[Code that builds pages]
----------

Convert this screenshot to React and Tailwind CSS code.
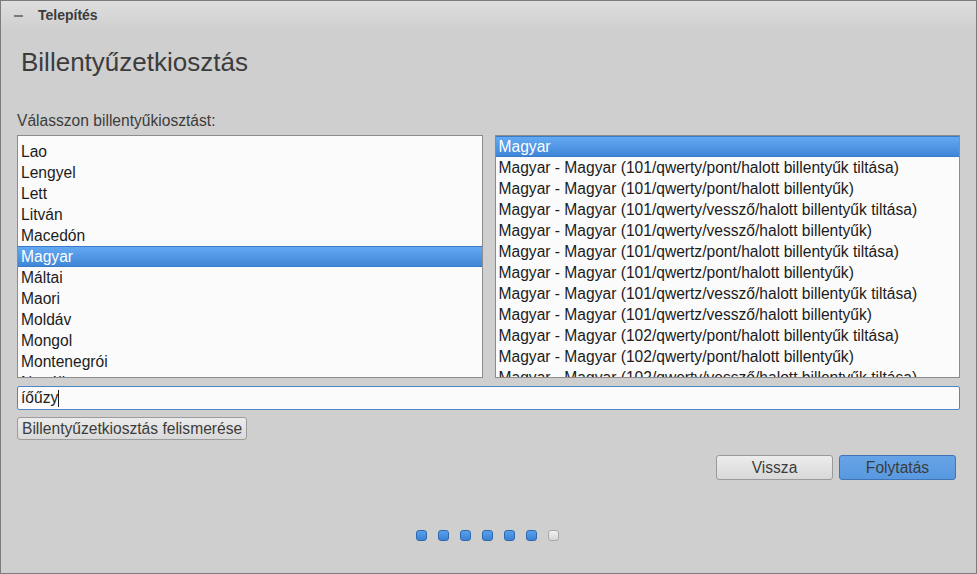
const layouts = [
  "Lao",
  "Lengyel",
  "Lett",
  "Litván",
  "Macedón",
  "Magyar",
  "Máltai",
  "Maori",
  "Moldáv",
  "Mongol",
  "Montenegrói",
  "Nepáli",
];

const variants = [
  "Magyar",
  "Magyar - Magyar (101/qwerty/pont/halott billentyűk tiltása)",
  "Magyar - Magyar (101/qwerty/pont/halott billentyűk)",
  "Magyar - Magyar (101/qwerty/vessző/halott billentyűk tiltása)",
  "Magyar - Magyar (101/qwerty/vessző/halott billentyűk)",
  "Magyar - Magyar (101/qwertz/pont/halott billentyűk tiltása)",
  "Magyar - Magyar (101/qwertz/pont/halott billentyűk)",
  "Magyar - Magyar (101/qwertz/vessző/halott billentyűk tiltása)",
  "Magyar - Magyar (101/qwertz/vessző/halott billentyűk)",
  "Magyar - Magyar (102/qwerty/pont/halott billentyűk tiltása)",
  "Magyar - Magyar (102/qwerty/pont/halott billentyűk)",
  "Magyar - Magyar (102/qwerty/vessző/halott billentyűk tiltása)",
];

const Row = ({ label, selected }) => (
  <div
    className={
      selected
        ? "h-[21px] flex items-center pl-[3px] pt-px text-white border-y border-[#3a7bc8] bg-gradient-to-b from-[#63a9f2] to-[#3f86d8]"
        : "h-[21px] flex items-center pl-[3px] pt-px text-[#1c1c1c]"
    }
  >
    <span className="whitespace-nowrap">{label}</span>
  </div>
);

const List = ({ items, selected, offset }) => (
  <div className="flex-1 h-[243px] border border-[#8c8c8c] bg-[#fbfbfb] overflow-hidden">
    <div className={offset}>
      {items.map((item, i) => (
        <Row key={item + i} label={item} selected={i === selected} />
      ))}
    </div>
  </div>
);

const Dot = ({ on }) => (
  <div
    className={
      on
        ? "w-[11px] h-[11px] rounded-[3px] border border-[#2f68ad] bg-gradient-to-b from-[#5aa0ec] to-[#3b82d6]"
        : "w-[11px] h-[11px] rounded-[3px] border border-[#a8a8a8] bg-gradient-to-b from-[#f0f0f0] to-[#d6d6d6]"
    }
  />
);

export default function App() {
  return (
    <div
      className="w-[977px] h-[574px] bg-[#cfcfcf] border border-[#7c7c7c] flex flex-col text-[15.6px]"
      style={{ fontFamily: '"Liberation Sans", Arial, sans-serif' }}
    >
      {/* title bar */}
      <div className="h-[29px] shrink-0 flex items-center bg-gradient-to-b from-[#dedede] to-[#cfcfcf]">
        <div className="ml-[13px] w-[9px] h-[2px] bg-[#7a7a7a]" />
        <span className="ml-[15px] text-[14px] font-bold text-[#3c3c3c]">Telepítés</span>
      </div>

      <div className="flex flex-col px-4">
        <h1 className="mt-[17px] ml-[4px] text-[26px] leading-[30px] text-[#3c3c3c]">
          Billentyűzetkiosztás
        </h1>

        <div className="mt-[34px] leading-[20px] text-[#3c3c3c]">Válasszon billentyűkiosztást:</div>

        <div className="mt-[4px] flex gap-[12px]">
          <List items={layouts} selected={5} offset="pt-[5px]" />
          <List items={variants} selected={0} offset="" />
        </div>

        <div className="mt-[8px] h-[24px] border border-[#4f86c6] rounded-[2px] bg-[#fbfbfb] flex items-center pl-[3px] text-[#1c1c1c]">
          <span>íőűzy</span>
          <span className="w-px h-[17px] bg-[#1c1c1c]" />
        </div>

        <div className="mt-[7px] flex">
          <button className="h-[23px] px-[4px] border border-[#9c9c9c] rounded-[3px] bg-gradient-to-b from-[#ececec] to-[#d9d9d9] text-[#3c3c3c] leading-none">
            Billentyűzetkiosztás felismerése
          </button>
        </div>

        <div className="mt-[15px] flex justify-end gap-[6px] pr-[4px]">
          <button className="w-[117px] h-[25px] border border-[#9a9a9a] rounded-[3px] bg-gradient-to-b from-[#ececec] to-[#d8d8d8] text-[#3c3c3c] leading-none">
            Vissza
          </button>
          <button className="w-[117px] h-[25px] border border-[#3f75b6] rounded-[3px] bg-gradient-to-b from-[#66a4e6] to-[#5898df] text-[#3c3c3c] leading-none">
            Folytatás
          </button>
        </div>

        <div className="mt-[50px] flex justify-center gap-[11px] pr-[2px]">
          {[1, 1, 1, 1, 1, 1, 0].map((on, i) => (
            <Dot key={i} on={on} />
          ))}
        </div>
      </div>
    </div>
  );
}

----------

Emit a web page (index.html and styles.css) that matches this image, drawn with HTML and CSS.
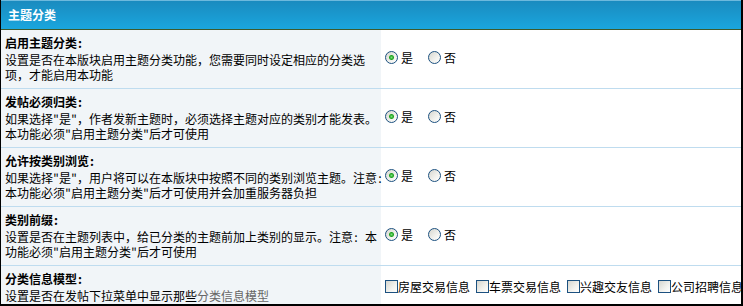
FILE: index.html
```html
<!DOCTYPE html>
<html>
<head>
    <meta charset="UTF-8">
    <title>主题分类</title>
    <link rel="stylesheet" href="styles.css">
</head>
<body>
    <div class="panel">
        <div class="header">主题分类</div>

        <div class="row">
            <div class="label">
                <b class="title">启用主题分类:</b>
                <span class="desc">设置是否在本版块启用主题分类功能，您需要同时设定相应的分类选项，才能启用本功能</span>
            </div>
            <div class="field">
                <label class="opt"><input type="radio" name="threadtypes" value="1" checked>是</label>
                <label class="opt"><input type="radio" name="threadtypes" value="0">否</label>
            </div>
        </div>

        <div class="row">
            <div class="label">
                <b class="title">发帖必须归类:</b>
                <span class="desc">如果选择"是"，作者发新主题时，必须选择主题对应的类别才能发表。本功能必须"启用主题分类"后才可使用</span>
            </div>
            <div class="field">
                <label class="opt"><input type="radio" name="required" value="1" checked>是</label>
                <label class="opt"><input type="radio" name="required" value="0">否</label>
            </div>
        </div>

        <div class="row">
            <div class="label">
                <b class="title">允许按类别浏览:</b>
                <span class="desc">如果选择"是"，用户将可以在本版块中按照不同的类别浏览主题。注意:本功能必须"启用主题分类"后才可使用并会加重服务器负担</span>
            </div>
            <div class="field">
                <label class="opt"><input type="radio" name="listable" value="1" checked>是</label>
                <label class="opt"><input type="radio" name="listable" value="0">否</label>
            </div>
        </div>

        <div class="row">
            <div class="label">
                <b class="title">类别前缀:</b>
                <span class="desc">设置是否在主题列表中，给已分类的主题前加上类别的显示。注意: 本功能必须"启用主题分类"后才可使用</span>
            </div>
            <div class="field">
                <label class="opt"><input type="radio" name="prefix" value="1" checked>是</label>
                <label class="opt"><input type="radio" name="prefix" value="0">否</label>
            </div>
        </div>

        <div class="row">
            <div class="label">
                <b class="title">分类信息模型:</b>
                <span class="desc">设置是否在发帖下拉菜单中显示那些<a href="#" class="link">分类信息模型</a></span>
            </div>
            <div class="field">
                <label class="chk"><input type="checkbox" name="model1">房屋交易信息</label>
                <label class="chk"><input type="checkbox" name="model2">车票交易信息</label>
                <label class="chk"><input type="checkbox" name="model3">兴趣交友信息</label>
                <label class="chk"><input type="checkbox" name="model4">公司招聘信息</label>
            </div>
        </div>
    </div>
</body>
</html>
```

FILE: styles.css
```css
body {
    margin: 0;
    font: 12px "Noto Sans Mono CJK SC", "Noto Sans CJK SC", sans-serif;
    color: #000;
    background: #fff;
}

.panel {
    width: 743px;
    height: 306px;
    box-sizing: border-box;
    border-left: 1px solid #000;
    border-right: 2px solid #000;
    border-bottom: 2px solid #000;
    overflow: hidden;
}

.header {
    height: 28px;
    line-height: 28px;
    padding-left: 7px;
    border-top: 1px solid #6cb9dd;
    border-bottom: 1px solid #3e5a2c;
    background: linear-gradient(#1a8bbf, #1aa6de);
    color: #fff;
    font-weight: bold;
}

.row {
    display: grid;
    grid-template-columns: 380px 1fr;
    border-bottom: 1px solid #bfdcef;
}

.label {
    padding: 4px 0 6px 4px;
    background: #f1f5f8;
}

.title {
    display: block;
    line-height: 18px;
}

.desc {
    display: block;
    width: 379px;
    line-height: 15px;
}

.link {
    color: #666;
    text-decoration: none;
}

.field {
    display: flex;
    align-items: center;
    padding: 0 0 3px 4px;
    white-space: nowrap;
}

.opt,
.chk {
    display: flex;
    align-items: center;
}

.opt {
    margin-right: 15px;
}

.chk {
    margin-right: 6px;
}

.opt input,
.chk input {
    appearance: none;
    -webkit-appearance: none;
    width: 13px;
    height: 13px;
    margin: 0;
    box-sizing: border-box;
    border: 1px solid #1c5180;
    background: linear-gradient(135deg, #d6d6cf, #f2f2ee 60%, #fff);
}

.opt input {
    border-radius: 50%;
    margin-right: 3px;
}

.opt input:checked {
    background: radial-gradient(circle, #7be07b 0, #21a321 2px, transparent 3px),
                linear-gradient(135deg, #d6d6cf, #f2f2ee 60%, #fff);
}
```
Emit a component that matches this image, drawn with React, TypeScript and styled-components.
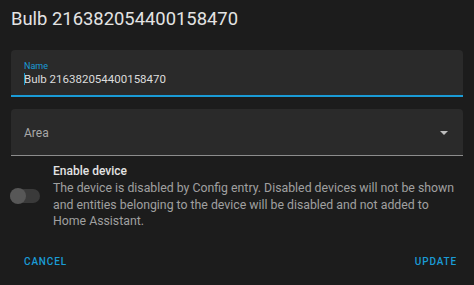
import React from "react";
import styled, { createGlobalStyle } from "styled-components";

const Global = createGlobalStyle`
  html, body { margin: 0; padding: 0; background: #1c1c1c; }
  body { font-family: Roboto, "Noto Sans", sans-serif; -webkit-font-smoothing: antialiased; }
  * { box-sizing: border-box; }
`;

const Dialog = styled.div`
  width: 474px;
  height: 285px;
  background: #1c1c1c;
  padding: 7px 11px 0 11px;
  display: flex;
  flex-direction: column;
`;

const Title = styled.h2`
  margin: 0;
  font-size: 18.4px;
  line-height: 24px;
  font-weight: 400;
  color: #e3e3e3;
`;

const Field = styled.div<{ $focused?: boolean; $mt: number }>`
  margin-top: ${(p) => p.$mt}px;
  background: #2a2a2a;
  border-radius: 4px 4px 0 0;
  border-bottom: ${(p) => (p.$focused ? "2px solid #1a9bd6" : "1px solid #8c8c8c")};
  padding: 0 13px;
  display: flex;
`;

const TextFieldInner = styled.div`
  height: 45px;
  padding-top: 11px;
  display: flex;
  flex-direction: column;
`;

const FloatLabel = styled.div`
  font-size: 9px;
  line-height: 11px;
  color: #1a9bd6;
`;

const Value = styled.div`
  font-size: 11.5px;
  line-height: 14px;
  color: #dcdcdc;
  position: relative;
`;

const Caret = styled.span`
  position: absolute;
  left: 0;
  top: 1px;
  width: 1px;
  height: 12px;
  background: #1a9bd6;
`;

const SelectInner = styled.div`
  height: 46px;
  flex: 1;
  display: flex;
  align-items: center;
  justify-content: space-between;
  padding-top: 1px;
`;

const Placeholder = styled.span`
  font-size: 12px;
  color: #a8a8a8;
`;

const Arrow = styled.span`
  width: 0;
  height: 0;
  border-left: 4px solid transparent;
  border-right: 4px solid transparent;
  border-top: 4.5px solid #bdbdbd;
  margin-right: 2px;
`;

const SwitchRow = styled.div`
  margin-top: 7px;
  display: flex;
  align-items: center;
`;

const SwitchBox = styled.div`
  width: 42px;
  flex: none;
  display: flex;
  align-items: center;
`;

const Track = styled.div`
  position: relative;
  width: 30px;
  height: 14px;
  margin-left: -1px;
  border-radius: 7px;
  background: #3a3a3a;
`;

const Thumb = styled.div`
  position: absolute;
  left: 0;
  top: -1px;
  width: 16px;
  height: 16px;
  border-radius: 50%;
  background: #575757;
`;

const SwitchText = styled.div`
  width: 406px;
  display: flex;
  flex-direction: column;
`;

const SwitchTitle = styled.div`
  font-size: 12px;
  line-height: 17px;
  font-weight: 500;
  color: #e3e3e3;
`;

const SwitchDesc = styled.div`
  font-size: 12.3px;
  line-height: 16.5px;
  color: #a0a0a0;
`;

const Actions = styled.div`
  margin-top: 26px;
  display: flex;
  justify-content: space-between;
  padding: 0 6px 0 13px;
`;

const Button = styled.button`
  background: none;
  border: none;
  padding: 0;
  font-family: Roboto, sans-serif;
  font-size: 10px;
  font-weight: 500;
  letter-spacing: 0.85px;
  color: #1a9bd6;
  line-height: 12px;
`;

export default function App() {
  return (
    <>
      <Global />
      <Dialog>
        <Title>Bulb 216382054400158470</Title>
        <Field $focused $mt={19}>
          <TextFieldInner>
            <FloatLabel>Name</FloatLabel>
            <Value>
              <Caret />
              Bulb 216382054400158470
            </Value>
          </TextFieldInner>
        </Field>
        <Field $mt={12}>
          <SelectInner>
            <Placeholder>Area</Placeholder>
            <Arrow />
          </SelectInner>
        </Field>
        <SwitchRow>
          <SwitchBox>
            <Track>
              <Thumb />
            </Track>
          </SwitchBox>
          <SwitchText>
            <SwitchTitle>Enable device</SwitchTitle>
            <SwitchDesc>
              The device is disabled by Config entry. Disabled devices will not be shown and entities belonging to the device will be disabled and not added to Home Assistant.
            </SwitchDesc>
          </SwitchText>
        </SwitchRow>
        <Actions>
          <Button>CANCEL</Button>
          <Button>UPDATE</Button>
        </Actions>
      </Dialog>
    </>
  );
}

----------

# Your objective
Read the data above. Pull out each line in which the string "with" appears.

# Complete output
Emit a web page (index.html and styles.css) that matches this image, drawn with HTML and CSS.
Emit a component that matches this image, drawn with React, TypeScript and styled-components.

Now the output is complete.